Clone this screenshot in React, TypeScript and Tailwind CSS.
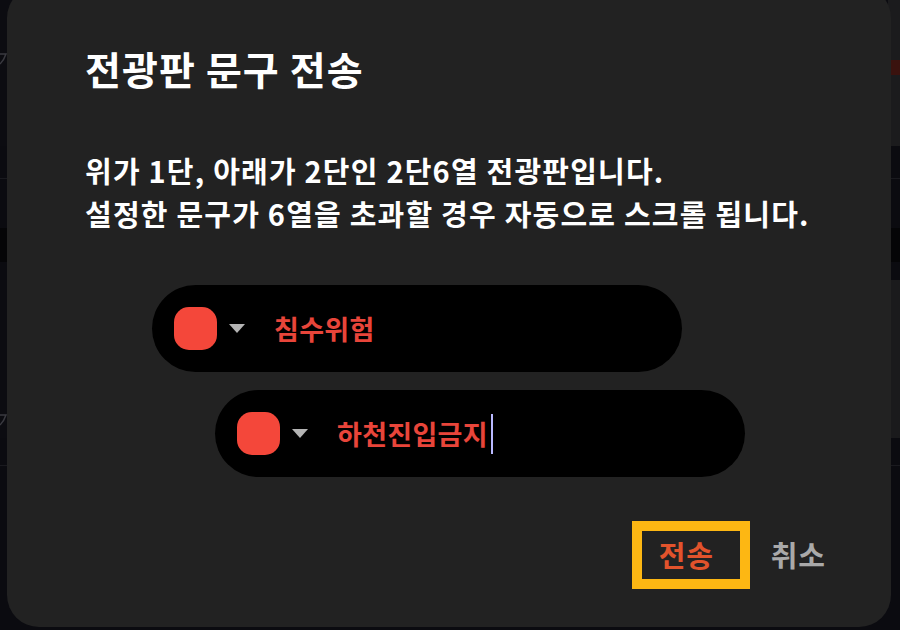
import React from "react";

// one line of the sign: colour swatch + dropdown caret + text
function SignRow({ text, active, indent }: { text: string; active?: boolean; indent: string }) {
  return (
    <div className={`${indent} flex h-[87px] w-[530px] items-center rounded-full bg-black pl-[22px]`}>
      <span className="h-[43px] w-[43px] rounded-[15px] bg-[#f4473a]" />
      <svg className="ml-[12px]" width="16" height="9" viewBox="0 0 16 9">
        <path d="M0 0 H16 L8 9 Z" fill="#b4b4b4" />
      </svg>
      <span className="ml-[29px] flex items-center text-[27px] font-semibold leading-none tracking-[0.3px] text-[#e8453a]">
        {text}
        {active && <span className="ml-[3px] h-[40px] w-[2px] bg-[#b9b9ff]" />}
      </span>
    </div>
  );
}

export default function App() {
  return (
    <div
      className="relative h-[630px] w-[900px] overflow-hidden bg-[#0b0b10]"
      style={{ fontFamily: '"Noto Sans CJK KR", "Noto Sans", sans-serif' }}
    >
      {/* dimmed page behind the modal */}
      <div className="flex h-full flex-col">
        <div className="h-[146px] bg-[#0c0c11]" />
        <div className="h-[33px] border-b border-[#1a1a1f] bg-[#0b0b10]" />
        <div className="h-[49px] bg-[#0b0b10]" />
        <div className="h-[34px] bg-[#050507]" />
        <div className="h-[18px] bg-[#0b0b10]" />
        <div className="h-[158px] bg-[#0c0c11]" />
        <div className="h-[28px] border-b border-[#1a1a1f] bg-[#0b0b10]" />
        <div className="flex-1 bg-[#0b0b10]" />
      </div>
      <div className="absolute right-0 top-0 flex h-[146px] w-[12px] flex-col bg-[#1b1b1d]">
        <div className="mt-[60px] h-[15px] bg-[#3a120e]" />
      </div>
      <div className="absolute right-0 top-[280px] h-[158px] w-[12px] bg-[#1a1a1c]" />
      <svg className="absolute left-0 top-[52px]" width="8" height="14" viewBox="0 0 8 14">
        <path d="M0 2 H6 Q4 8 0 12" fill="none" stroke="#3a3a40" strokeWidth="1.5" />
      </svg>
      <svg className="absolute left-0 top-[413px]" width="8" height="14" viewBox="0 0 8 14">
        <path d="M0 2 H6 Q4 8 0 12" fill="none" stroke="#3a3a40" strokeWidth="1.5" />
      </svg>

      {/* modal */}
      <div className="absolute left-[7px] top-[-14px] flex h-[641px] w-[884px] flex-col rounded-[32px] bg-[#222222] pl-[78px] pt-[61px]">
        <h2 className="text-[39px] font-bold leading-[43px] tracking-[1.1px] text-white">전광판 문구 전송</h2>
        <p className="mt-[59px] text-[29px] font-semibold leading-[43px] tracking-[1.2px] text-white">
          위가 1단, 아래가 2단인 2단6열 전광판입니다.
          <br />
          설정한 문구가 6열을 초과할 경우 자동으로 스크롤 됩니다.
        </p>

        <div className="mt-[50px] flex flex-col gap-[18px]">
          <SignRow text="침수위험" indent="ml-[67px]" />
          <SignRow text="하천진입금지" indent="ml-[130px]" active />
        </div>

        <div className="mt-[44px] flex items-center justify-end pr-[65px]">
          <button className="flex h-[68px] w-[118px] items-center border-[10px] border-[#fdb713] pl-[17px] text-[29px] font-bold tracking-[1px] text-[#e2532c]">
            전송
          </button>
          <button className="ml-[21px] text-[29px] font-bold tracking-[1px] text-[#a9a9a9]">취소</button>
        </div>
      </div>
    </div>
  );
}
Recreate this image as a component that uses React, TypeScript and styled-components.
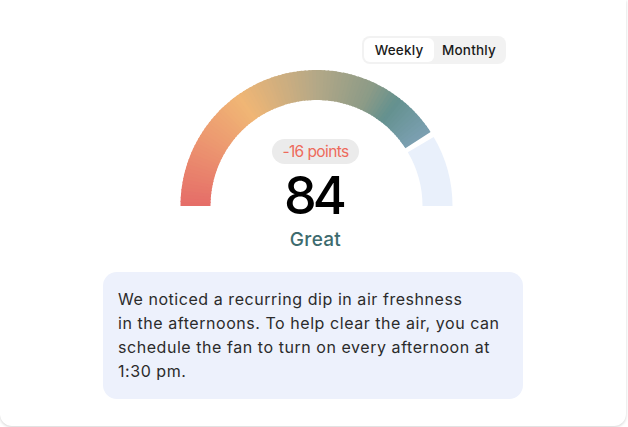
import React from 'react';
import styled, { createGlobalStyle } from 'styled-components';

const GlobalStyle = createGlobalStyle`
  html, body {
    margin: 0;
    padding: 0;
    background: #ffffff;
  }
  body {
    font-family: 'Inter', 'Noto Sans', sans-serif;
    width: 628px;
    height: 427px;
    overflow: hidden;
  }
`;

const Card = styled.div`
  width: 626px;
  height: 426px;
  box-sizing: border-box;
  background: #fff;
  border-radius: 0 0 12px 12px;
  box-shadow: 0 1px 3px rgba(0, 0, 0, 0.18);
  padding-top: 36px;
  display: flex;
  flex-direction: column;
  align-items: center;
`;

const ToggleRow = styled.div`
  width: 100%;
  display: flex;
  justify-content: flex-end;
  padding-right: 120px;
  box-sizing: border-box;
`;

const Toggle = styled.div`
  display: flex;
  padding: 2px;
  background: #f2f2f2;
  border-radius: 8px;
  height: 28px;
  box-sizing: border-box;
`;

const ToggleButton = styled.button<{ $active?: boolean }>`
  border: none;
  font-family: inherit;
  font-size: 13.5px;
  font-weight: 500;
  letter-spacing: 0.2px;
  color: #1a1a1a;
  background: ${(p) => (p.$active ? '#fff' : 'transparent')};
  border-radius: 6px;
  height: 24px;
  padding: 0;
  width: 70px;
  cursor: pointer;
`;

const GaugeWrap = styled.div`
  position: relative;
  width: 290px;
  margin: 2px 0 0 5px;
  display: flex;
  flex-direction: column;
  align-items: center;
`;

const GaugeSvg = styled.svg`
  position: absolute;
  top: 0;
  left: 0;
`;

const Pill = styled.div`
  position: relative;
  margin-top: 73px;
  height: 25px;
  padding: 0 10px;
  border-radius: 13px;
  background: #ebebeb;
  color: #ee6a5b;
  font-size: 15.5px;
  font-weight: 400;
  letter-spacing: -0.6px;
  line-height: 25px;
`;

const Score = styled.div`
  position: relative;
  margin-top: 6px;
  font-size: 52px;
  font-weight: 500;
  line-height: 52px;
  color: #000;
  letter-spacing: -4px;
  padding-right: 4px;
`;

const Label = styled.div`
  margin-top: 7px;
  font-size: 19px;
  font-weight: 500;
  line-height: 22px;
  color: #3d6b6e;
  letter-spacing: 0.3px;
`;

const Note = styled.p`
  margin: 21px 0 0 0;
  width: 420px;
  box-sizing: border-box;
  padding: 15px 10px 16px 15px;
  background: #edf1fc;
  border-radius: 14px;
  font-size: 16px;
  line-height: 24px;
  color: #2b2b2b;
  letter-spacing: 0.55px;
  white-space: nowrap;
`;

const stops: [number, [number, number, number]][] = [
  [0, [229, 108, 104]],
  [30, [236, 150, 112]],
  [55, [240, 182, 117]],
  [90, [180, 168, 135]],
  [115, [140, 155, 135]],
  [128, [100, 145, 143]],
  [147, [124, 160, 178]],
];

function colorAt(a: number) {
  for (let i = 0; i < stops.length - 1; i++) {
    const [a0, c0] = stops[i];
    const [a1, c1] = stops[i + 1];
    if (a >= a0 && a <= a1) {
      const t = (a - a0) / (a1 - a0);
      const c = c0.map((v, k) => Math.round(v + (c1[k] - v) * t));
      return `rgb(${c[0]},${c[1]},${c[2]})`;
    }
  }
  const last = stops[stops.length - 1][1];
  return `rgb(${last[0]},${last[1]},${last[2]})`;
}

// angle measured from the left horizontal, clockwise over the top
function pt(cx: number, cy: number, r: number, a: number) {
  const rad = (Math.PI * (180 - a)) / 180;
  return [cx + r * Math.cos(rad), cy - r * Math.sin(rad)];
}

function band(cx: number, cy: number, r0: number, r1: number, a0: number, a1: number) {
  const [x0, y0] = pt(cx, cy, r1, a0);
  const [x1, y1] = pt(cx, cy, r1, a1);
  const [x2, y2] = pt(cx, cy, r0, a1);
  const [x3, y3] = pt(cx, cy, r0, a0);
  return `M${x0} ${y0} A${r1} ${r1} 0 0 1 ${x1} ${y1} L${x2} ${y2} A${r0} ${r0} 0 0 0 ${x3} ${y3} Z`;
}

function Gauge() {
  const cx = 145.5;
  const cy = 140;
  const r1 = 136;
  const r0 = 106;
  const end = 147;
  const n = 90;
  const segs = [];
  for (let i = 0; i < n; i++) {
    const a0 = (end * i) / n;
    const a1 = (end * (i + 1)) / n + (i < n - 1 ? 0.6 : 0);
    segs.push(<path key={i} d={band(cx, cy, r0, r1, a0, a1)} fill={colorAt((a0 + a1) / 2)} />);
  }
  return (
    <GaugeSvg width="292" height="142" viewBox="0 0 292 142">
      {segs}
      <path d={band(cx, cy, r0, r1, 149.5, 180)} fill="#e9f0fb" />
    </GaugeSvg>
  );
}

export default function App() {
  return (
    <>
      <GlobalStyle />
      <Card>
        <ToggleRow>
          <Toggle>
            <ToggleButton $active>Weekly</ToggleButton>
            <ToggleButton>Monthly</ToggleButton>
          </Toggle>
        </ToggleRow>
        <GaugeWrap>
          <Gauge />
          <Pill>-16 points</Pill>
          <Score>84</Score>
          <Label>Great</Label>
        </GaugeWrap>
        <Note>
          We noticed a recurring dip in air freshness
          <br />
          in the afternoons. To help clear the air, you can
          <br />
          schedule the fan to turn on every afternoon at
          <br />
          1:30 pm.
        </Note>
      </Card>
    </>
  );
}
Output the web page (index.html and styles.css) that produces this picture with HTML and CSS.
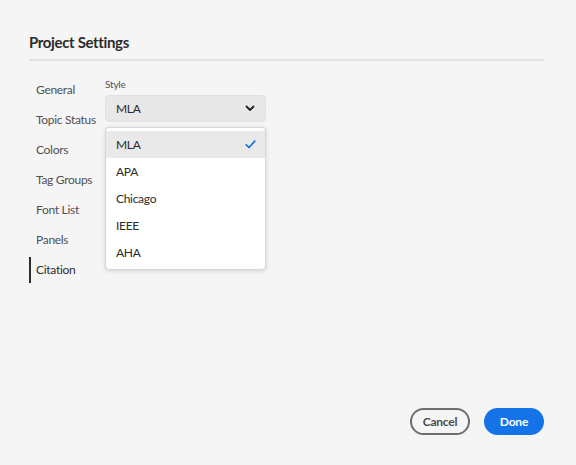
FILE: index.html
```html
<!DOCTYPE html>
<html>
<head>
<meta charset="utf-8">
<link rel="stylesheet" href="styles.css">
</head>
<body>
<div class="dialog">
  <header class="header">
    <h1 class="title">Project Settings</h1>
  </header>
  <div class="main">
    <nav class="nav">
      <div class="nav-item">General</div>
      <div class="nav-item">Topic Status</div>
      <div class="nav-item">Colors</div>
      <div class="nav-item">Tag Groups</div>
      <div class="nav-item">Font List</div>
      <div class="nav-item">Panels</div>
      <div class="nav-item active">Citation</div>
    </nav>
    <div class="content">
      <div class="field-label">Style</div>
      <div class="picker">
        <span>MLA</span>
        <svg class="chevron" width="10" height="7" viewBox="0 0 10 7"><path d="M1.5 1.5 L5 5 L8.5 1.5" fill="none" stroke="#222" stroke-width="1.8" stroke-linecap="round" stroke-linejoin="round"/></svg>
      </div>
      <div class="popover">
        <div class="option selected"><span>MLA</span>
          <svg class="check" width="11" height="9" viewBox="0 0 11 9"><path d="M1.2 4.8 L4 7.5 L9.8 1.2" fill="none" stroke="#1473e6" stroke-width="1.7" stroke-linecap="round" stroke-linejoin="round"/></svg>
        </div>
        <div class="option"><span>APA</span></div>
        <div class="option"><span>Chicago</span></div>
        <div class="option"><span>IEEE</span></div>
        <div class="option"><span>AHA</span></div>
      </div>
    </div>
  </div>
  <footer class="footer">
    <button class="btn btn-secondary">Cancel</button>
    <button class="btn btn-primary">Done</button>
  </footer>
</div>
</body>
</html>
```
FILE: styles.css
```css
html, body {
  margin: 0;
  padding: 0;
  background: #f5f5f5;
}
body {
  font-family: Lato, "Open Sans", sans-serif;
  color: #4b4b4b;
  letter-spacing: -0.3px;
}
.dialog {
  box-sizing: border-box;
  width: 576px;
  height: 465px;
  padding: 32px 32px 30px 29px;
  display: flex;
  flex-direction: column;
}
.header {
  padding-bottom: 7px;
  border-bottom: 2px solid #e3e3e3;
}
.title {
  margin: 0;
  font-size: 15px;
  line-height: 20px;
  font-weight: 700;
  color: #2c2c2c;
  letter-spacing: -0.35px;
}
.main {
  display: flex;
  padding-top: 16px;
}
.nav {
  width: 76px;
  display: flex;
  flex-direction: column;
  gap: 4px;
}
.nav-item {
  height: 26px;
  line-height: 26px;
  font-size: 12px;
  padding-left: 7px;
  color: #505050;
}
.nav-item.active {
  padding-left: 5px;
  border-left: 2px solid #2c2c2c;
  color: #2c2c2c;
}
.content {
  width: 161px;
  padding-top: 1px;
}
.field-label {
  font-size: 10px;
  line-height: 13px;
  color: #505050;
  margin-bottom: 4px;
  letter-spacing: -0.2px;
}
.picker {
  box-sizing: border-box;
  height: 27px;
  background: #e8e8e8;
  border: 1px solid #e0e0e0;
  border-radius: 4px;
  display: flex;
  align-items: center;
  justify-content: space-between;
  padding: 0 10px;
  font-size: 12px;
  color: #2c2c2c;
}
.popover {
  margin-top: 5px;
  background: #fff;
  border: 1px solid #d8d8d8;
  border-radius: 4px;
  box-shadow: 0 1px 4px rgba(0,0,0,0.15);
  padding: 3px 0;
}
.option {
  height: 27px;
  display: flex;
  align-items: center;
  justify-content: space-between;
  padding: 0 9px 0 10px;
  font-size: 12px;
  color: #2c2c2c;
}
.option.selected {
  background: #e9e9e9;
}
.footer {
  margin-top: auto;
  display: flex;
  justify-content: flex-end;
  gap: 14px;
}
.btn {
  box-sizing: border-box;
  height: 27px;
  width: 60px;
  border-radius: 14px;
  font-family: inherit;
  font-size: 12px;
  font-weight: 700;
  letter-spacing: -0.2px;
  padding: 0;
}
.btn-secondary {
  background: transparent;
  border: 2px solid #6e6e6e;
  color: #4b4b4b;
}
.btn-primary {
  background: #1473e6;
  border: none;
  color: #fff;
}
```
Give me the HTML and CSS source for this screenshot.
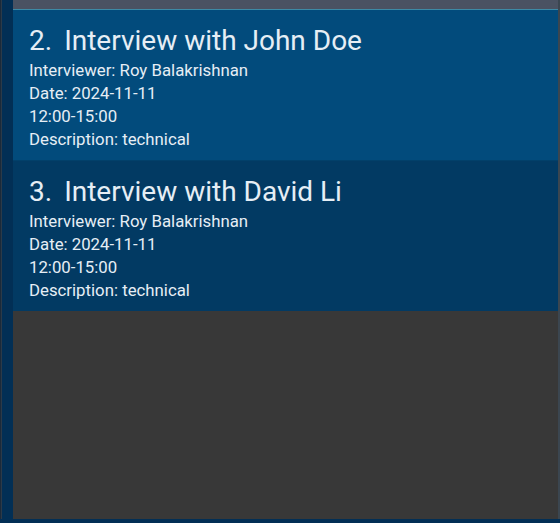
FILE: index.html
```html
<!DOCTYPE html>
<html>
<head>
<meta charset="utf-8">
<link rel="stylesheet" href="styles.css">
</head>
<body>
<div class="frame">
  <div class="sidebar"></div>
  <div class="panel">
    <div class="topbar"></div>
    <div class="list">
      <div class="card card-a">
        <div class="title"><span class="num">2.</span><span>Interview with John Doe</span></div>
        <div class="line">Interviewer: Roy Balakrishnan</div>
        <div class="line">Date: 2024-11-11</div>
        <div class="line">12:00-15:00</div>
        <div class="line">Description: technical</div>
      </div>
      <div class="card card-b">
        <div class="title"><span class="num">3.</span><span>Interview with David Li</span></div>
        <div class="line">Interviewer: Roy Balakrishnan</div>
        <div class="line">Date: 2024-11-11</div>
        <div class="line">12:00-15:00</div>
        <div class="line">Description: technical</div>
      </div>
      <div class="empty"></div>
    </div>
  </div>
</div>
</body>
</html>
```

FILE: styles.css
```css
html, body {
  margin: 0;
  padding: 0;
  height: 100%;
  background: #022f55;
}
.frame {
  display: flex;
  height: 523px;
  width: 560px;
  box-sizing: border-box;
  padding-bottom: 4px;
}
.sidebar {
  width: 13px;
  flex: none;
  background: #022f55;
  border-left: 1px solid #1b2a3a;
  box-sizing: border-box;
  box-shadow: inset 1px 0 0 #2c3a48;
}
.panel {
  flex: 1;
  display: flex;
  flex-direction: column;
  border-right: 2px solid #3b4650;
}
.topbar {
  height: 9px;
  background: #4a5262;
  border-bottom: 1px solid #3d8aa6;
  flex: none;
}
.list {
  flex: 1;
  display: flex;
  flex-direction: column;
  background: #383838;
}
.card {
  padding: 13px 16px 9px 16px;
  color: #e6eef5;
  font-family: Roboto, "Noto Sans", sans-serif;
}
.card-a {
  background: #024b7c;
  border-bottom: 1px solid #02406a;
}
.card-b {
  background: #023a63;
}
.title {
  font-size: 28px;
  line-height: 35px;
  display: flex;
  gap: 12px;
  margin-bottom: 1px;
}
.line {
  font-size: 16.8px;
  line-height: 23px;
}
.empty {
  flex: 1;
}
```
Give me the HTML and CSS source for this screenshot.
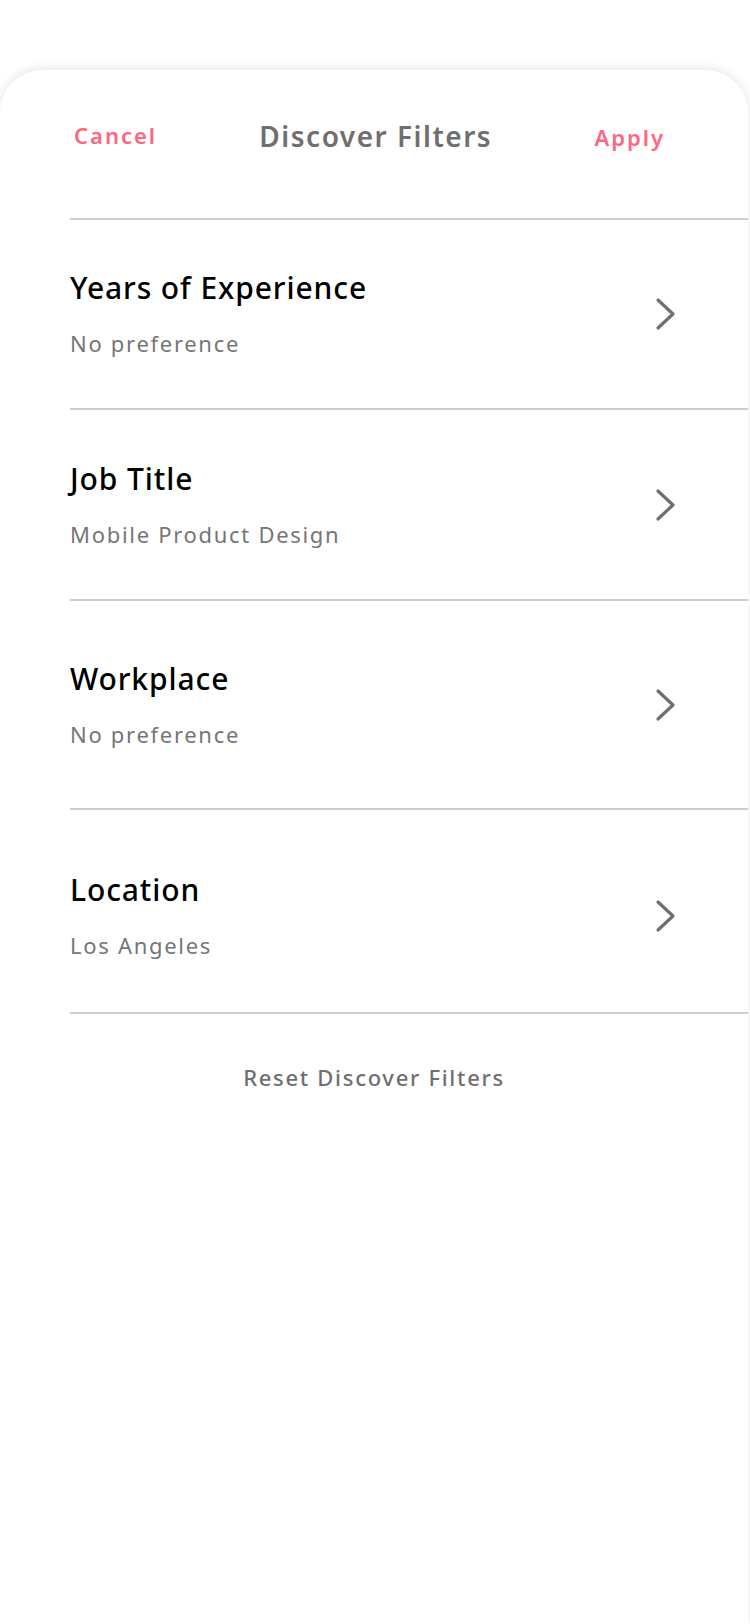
────
* Given problem: Scan the material above. Return every line containing the string "page".

* The answer:
      {/* dimmed page behind the modal */}
Output the web page (index.html and styles.css) that produces this picture with HTML and CSS.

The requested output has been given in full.